Title: Lailah’s Lunchbox
Author: Reem Faruqi
Illustrator: Lea Lyon
Publisher/Date: Tilbury House Publishers, c2015.
”Lailah, did you forget your lunch?” asked Mrs. Penworth.
Lailah opened her mouth to speak, but no words came out.
Samantha volunteered, “I’ll share my lunch with Lailah!” (unpaged)
Last year, when she lived in Abu Dhabi, Lailah watched jealously when her friends were allowed to fast for Ramadan. A year later she’s living in Georgia with her family, and her mother is finally letting her participate. But a note to her teacher makes her realize she’ll be the only one, and is afraid of looking weird. How is she supposed to avoid eating and explain her fast to her classmates and teacher?

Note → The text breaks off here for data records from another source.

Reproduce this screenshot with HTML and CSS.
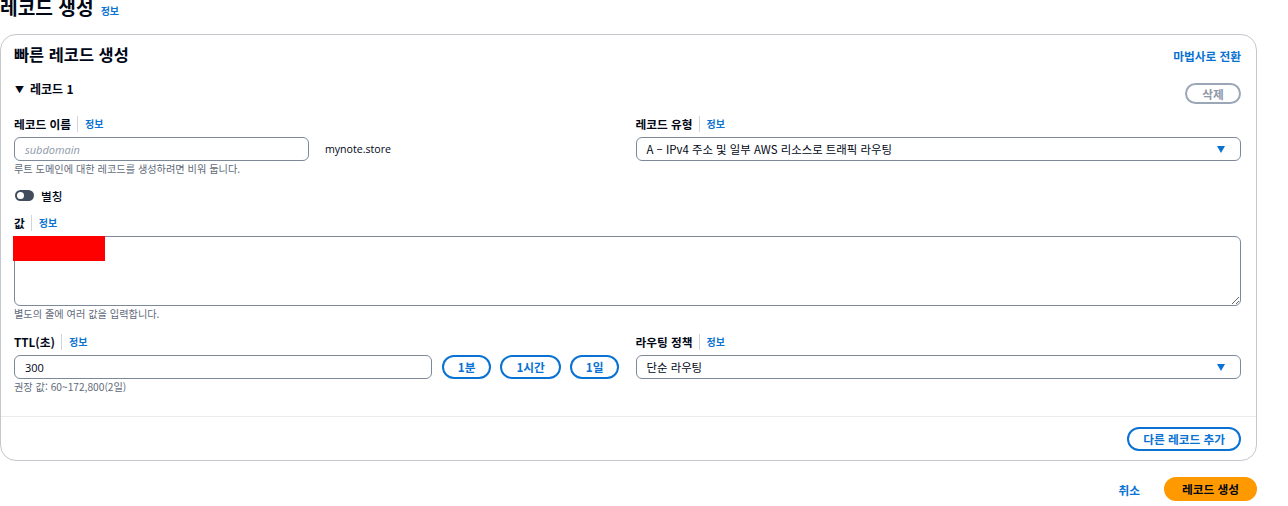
FILE: index.html
```html
<!DOCTYPE html>
<html lang="ko">
<head>
<meta charset="utf-8">
<title>레코드 생성</title>
<link rel="stylesheet" href="styles.css">
</head>
<body>
<div class="page">
  <header class="page-head">
    <h1>레코드 생성</h1>
    <a class="info" href="#">정보</a>
  </header>

  <section class="card">
    <div class="card-head">
      <h2>빠른 레코드 생성</h2>
      <a class="link-strong" href="#">마법사로 전환</a>
    </div>

    <div class="record">
      <div class="record-head">
        <span class="record-title"><span class="caret">▼</span>레코드 1</span>
        <button class="btn btn-disabled" type="button">삭제</button>
      </div>

      <div class="cols row-name">
        <div class="field">
          <div class="label"><span>레코드 이름</span><a class="info" href="#">정보</a></div>
          <div class="name-line">
            <input class="input input-name" type="text" placeholder="subdomain">
            <span class="domain">mynote.store</span>
          </div>
          <div class="hint">루트 도메인에 대한 레코드를 생성하려면 비워 둡니다.</div>
        </div>
        <div class="field">
          <div class="label"><span>레코드 유형</span><a class="info" href="#">정보</a></div>
          <div class="select"><span>A – IPv4 주소 및 일부 AWS 리소스로 트래픽 라우팅</span><span class="tri"></span></div>
        </div>
      </div>

      <div class="toggle-row">
        <span class="toggle"><span class="knob"></span></span>
        <span>별칭</span>
      </div>

      <div class="field row-value">
        <div class="label"><span>값</span><a class="info" href="#">정보</a></div>
        <div class="textarea-wrap">
          <textarea class="textarea"></textarea>
          <div class="redact"></div>
        </div>
        <div class="hint">별도의 줄에 여러 값을 입력합니다.</div>
      </div>

      <div class="cols row-ttl">
        <div class="field">
          <div class="label"><span>TTL(초)</span><a class="info" href="#">정보</a></div>
          <div class="ttl-line">
            <input class="input input-ttl" type="text" value="300">
            <button class="btn btn-normal" type="button">1분</button>
            <button class="btn btn-normal" type="button">1시간</button>
            <button class="btn btn-normal" type="button">1일</button>
          </div>
          <div class="hint">권장 값: 60~172,800(2일)</div>
        </div>
        <div class="field">
          <div class="label"><span>라우팅 정책</span><a class="info" href="#">정보</a></div>
          <div class="select"><span>단순 라우팅</span><span class="tri"></span></div>
        </div>
      </div>
    </div>

    <div class="card-foot">
      <button class="btn btn-normal" type="button">다른 레코드 추가</button>
    </div>
  </section>

  <div class="actions">
    <a class="cancel" href="#">취소</a>
    <button class="btn btn-primary" type="button">레코드 생성</button>
  </div>
</div>
</body>
</html>
```

FILE: styles.css
```css
* { box-sizing: border-box; }

html, body {
  margin: 0;
  padding: 0;
  background: #ffffff;
}

body {
  font-family: "Open Sans", "Noto Sans CJK KR", sans-serif;
  color: #000716;
  font-size: 11px;
}

.page {
  width: 1257px;
  overflow: hidden;
  height: 506px;
}

a { text-decoration: none; }

.page-head {
  display: flex;
  align-items: baseline;
  gap: 7px;
  height: 39px;
  margin-top: -5px;
}

.page-head h1 {
  margin: 0;
  font-size: 19.2px;
  font-weight: 700;
  line-height: 24px;
  font-family: "Noto Sans CJK KR", sans-serif;
}

.info {
  color: #0972d3;
  font-size: 10px;
  font-weight: 700;
  font-family: "Noto Sans CJK KR", sans-serif;
}

.card {
  border: 1px solid #c6c6cd;
  border-radius: 16px;
  background: #fff;
  height: 427px;
  display: flex;
  flex-direction: column;
}

.card-head {
  display: flex;
  align-items: baseline;
  justify-content: space-between;
  padding: 7px 15px 0 13px;
  height: 42px;
}

.card-head h2 {
  margin: 0;
  font-size: 16.4px;
  line-height: 24px;
  font-weight: 700;
  font-family: "Noto Sans CJK KR", sans-serif;
}

.link-strong {
  color: #0972d3;
  font-weight: 700;
  font-size: 11.7px;
  font-family: "Noto Sans CJK KR", sans-serif;
}

.record {
  padding: 0 15px 0 13px;
  flex: 1;
}

.record-head {
  display: flex;
  justify-content: space-between;
  align-items: flex-start;
  height: 38px;
  padding-top: 4px;
}

.record-title {
  font-weight: 700;
  font-size: 12px;
  line-height: 16px;
  font-family: "Noto Sans CJK KR", sans-serif;
}

.caret {
  font-size: 9px;
  margin: 0 6px 0 1px;
  position: relative;
  top: -1px;
}

.btn {
  font-family: "Noto Sans CJK KR", sans-serif;
  font-weight: 700;
  font-size: 11.7px;
  border-radius: 20px;
  background: #fff;
  height: 24px;
  padding: 0 14px;
  line-height: 20px;
  cursor: pointer;
}

.btn-disabled {
  border: 2px solid #9ba7b6;
  color: #8d99a8;
  height: 21px;
  line-height: 17px;
  margin-top: 2px;
  width: 56px;
  padding: 0;
}

.btn-normal {
  border: 2px solid #0972d3;
  color: #0972d3;
}

.btn-primary {
  border: 2px solid #ff9900;
  background: #ff9900;
  color: #000716;
  padding: 0 16px;
}

.cols {
  display: grid;
  grid-template-columns: 1fr 1fr;
  column-gap: 16px;
}

.field {
  display: flex;
  flex-direction: column;
}

.label {
  display: flex;
  align-items: center;
  font-weight: 700;
  font-size: 11.7px;
  line-height: 16px;
  height: 18px;
  margin-bottom: 4px;
  font-family: "Noto Sans CJK KR", sans-serif;
}

.label .info {
  border-left: 1px solid #d1d5db;
  margin-left: 6px;
  padding-left: 7px;
  line-height: 16px;
}

.name-line {
  display: flex;
  align-items: center;
  gap: 16px;
}

.input {
  height: 24px;
  border: 1px solid #7d8998;
  border-radius: 6px;
  padding: 0 10px;
  font-family: "Open Sans", "Noto Sans CJK KR", sans-serif;
  font-size: 11px;
  color: #000716;
  background: #fff;
  outline: none;
}

.input::placeholder {
  color: #8d99a8;
  font-style: italic;
}

.input-name { width: 295px; }

.domain {
  font-size: 10.6px;
  color: #000716;
}

.hint {
  font-size: 10.2px;
  color: #5f6b7a;
  margin-top: 1px;
  line-height: 14px;
  font-family: "Noto Sans CJK KR", sans-serif;
}

.select {
  height: 24px;
  border: 1px solid #7d8998;
  border-radius: 6px;
  padding: 0 15px 0 10px;
  display: flex;
  align-items: center;
  justify-content: space-between;
  font-size: 11.4px;
  font-family: "Noto Sans CJK KR", sans-serif;
}

.tri {
  width: 0;
  height: 0;
  border-left: 4px solid transparent;
  border-right: 4px solid transparent;
  border-top: 7px solid #0972d3;
}

.row-name { height: 70px; }

.toggle-row {
  display: flex;
  align-items: center;
  gap: 7px;
  height: 20px;
  font-weight: 500;
  font-size: 11.7px;
  font-family: "Noto Sans CJK KR", sans-serif;
}

.toggle {
  width: 19px;
  height: 11px;
  border-radius: 6px;
  background: #414d5c;
  position: relative;
  margin-left: 1px;
}

.knob {
  position: absolute;
  left: 2px;
  top: 2px;
  width: 7px;
  height: 7px;
  border-radius: 50%;
  background: #fff;
}

.row-value { margin-top: 9px; }

.textarea-wrap {
  position: relative;
  height: 70px;
}

.textarea {
  width: 100%;
  height: 70px;
  border: 1px solid #7d8998;
  border-radius: 6px;
  resize: vertical;
  display: block;
  outline: none;
}

.redact {
  position: absolute;
  left: -1px;
  top: 0;
  width: 92px;
  height: 25px;
  background: #ff0000;
}

.row-ttl { margin-top: 12px; }

.ttl-line {
  display: flex;
  align-items: center;
  gap: 9px;
}

.input-ttl { width: 418px; margin-right: 1px; }

.ttl-line .btn { padding: 0 14px; }

.card-foot {
  border-top: 1px solid #e9ebed;
  height: 44px;
  display: flex;
  justify-content: flex-end;
  align-items: center;
  padding: 0 15px;
}

.actions {
  display: flex;
  justify-content: flex-end;
  align-items: center;
  gap: 24px;
  margin-top: 16px;
}

.cancel {
  color: #0972d3;
  font-weight: 700;
  font-size: 11.7px;
  font-family: "Noto Sans CJK KR", sans-serif;
}
```
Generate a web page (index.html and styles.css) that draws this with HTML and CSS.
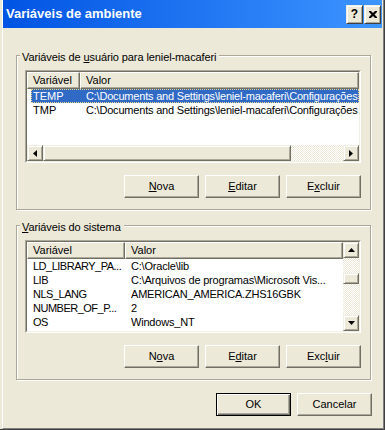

This is a very simplistic way of explaining fasting to a child. I wish there was slightly more explanation behind the meaning of Ramadan, the reason they fast, and/or the religious significance of the holiday, but that also would have made the book much more didactic. The beauty of this book is its simplicity. It’s also important that the book explicitly shows that Lailah is doing this with the supervision and support of her family, which distinguishes it for children who might be tempted to try it themselves. Notable for its focus on Ramadan, as non-religious stories are few and far between, but not something I would find myself recommending if it didn’t include that diversity element.